CIPTAWARTA.COM – Penasihat hukum Harvey Moeis, Junaedi Saibih mempertanyakan Laporan Penghitungan Kerugian Keuangan Negara (PKKN) senilai Rp300 triliun dalam kasus dugaan korupsi tata niaga komoditas timah di wilayah izin usaha pertambangan (IUP) PT Timah Tbk pada tahun 2015–2022. Menurutnya, angka kerugian negara yang diperoleh dari perhitungan Badan Pengawasan Keuangan dan Pembangunan (BPKP) tidak pernah dijadikan bukti hukum dalam persidangan.

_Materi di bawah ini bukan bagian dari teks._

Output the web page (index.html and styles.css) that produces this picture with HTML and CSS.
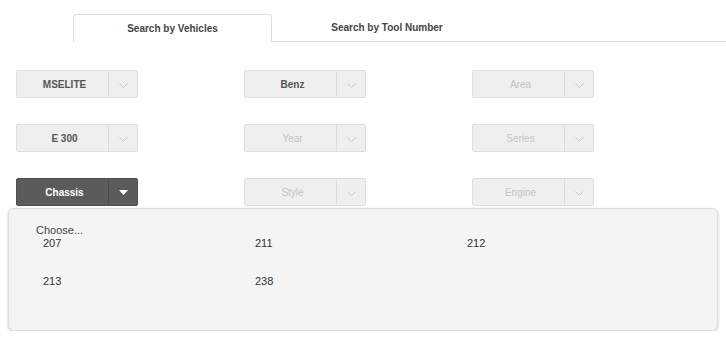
FILE: index.html
```html
<!DOCTYPE html>
<html lang="en">
<head>
  <meta charset="UTF-8" />
  <title>Tool Search</title>
  <link rel="stylesheet" href="styles.css">
</head>
<body>
  <div class="tabs">
    <div class="tab active">Search by Vehicles</div>
    <div class="tab">Search by Tool Number</div>
    <div class="tab-fill"></div>
  </div>

  <div class="selects">
    <div class="drop"><span class="drop-label">MSELITE</span><span class="drop-arrow"><svg width="9" height="5" viewBox="0 0 9 5"><polyline points="0.5,0.5 4.5,4.5 8.5,0.5" fill="none" stroke="#c6c6c6" stroke-width="1"/></svg></span></div>
    <div class="drop"><span class="drop-label">Benz</span><span class="drop-arrow"><svg width="9" height="5" viewBox="0 0 9 5"><polyline points="0.5,0.5 4.5,4.5 8.5,0.5" fill="none" stroke="#c6c6c6" stroke-width="1"/></svg></span></div>
    <div class="drop disabled"><span class="drop-label">Area</span><span class="drop-arrow"><svg width="9" height="5" viewBox="0 0 9 5"><polyline points="0.5,0.5 4.5,4.5 8.5,0.5" fill="none" stroke="#c6c6c6" stroke-width="1"/></svg></span></div>

    <div class="drop"><span class="drop-label">E 300</span><span class="drop-arrow"><svg width="9" height="5" viewBox="0 0 9 5"><polyline points="0.5,0.5 4.5,4.5 8.5,0.5" fill="none" stroke="#c6c6c6" stroke-width="1"/></svg></span></div>
    <div class="drop disabled"><span class="drop-label">Year</span><span class="drop-arrow"><svg width="9" height="5" viewBox="0 0 9 5"><polyline points="0.5,0.5 4.5,4.5 8.5,0.5" fill="none" stroke="#c6c6c6" stroke-width="1"/></svg></span></div>
    <div class="drop disabled"><span class="drop-label">Series</span><span class="drop-arrow"><svg width="9" height="5" viewBox="0 0 9 5"><polyline points="0.5,0.5 4.5,4.5 8.5,0.5" fill="none" stroke="#c6c6c6" stroke-width="1"/></svg></span></div>

    <div class="drop open"><span class="drop-label">Chassis</span><span class="drop-arrow"><svg width="9" height="5" viewBox="0 0 9 5"><polygon points="0,0 9,0 4.5,5" fill="#fff"/></svg></span></div>
    <div class="drop disabled"><span class="drop-label">Style</span><span class="drop-arrow"><svg width="9" height="5" viewBox="0 0 9 5"><polyline points="0.5,0.5 4.5,4.5 8.5,0.5" fill="none" stroke="#c6c6c6" stroke-width="1"/></svg></span></div>
    <div class="drop disabled"><span class="drop-label">Engine</span><span class="drop-arrow"><svg width="9" height="5" viewBox="0 0 9 5"><polyline points="0.5,0.5 4.5,4.5 8.5,0.5" fill="none" stroke="#c6c6c6" stroke-width="1"/></svg></span></div>
  </div>

  <div class="panel">
    <div class="choose">Choose...</div>
    <ul class="options">
      <li>207</li>
      <li>211</li>
      <li>212</li>
      <li>213</li>
      <li>238</li>
    </ul>
  </div>
</body>
</html>
```

FILE: styles.css
```css
body { margin: 0; font-family: "Liberation Sans", Arial, sans-serif; background: #fff; color: #444; }

.tabs { display: flex; padding: 14px 0 0 73px; }
.tab { height: 27px; line-height: 27px; font-size: 10px; font-weight: bold; color: #444; text-align: center; border-bottom: 1px solid #dcdcdc; box-sizing: content-box; }
.tab.active { width: 197px; border: 1px solid #dcdcdc; border-bottom: none; border-radius: 4px 4px 0 0; height: 27px; }
.tab:nth-child(2) { width: 230px; }
.tab-fill { flex: 1; border-bottom: 1px solid #dcdcdc; }

.selects { display: grid; grid-template-columns: repeat(3, 228px); row-gap: 26px; padding: 28px 0 0 16px; }
.drop { display: flex; width: 122px; height: 28px; box-sizing: border-box; background: #efefef; border: 1px solid #dedede; border-radius: 2px; font-size: 10px; font-weight: bold; color: #555; }
.drop-label { width: 91px; display: flex; align-items: center; justify-content: center; padding-left: 4px; box-sizing: border-box; }
.drop-arrow { flex: 1; display: flex; align-items: center; justify-content: center; border-left: 1px solid #dcdcdc; padding-top: 2px; }
.drop.disabled { color: #c4c4c4; font-weight: normal; }
.drop.open { background: #5b5b5b; border-color: #4e4e4e; color: #fff; }
.drop.open .drop-arrow { border-left-color: #4b4b4b; padding-top: 0; }

.panel { margin: 2px 0 0 8px; width: 710px; height: 123px; box-sizing: border-box; background: #f4f4f4; border: 1px solid #dedede; border-radius: 6px; box-shadow: 0 1px 3px rgba(0,0,0,0.2); padding: 15px 0 0 27px; font-size: 11px; color: #444; }
.choose { line-height: 13px; }
.options { list-style: none; margin: 0; padding: 0 0 0 7px; display: grid; grid-template-columns: repeat(3, 212px); grid-auto-rows: 38px; }
.options li { line-height: 13px; color: #333; }
```
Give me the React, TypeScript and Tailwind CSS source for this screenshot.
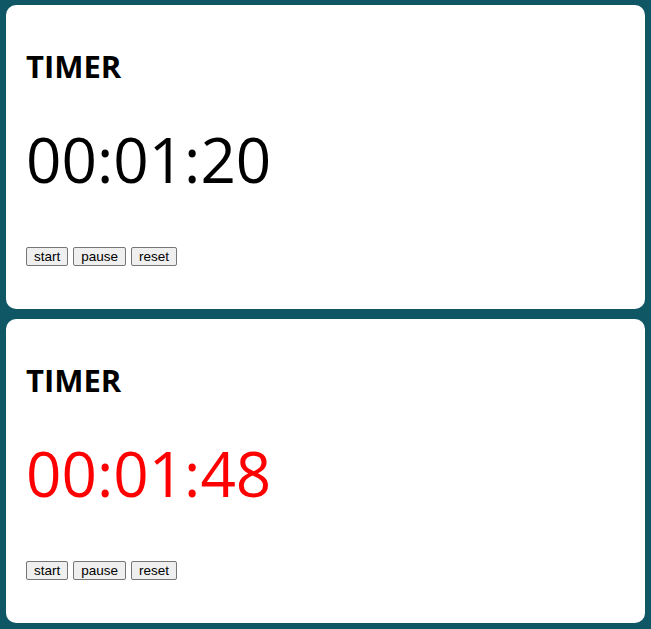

“Pernyataan Jaksa Penuntut Umum yang menyatakan permasalahan terkait kewenangan BPKP dalam melakukan penghitungan kerugian keuangan negara, sudah usang dan tidak relevan. Kami ingin menyampaikan kembali bahwa laporan PKKN yang dibuat oleh BPKP tidak pernah disampaikan kepada penasihat hukum,” ujar Junaedi Saibih, Sabtu (21/12/2024).
Dia juga menegaskan bahwa laporan PKKN yang dibuat oleh BPKP tidak memenuhi syarat formil dan materiil. Hal ini terbukti dari paparan ahli BPKP yang menunjukkan ketidakcukupan dan ketidakandalan laporan tersebut.
“Jadi, tanggapan Jaksa Penuntut Umum terhadap pembelaan kami menunjukkan bahwa mereka belum benar-benar memahami inti dari pembelaan kami. Majelis Hakim seharusnya hanya mempertimbangkan keterangan ahli BPKP yang akan kami jelaskan lebih lanjut mengenai kecacatan laporan PKKN tersebut,” jelas Junaedi.
Menurutnya, Majelis Hakim seharusnya tidak mempertimbangkan laporan PKKN yang tidak pernah disampaikan kepada penasihat hukum terdakwa. Laporan PKKN hanya dapat dipertimbangkan jika ahli BPKP melakukan verifikasi atas dokumen dan informasi yang diterima, termasuk keterangan saksi dan terdakwa.
“Ahli BPKP juga tidak melakukan verifikasi terhadap dokumen dan informasi yang diberikan, termasuk keterangan saksi dan terdakwa yang menjadi dasar analisis dan evaluasi bukti. Jadi, laporan PKKN tidak dapat dijadikan bukti yang cukup, andal, relevan, dan bermanfaat,” tambahnya.